Beloved Review
by Susan Granger (Ssg722 AT aol DOT com)October 12th, 1998
Susan Granger's review of "BELOVED" (Touchstone Pictures)
Leave it to the resourceful Oprah Winfrey to insure that at least three, perhaps four, fine black actors will get Academy Award nominations this year. In this adaptation of Toni Morrison's Pulitzer Prize-winning novel about the devastating effects of slavery on an African-American family, directed by Jonathan Demme ("Philadelphia"), Oprah personifies terror and truth as Sethe, a former slave raising her teenage daughter (Kimberly Elise) in rural Ohio circa 1873. She's haunted by the horrors of her past and the ghost of her murdered baby, plus the way the rest of her family (husband, two sons) have abandoned her.

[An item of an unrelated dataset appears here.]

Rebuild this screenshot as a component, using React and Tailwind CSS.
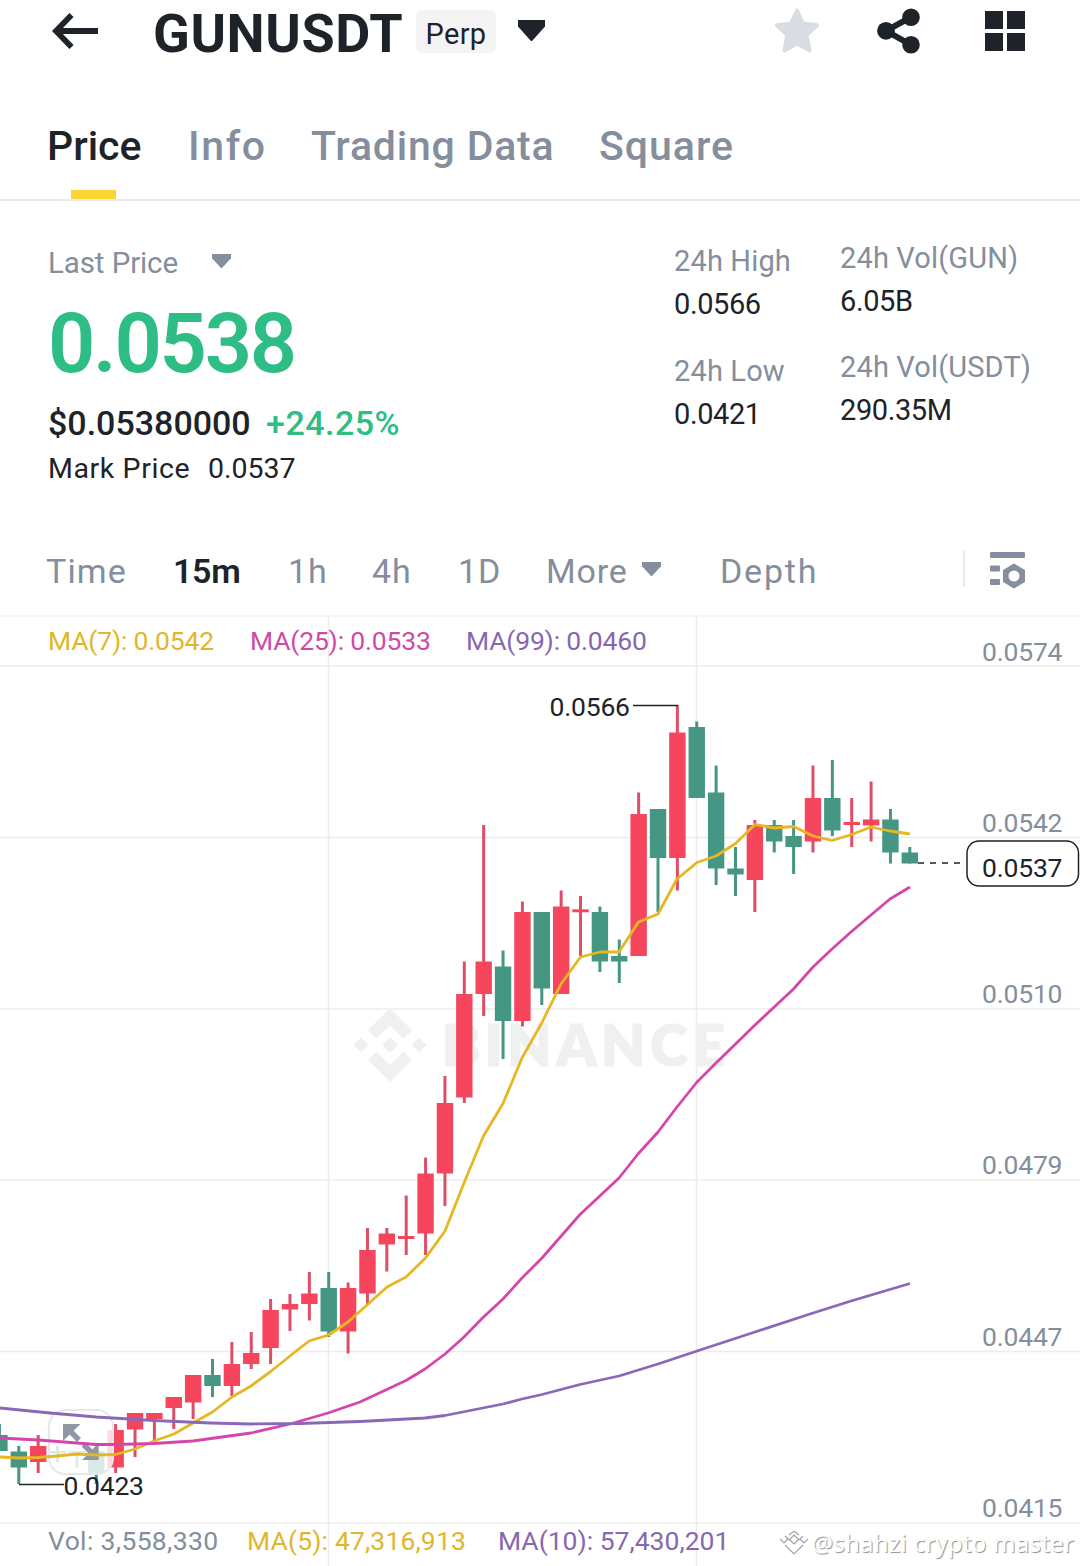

After drifting around since emancipation, another former slave (Danny Glover) shows up on her doorstep. They share a common birthplace: a plantation called Sweet Home in Kentucky - except "It wasn't sweet and it wasn't home." Then a strange, wild young woman (Thandie Newton) appears. Covered with slime and filth, and talking like the devil in "The Exorcist," she says her name is "Beloved." Gradually, through flashbacks, the tortuous, interweaving background story of these characters evolves. Like "Amistad" and "Rosewood," it reveals the terrible truth about black history, prejudice, and man's inhumanity to man. Unlike "The Color Purple," however, the audience is kept emotionally distant. Perhaps that's because the serious, intelligent and deeply disturbing script is an assemblage of three writers: Akosua Busia (soon-to-be ex-wife of director John Singleton), Richard LaGravenese ("Bridges of Madison County"), and Adam Brooks ("French Kiss"). On the Granger Movie Gauge of 1 to 10, "Beloved" is a stately, artistically admirable 9 - but recommended only for those who are willing to undergo three long, stolid hours of unrelenting misery.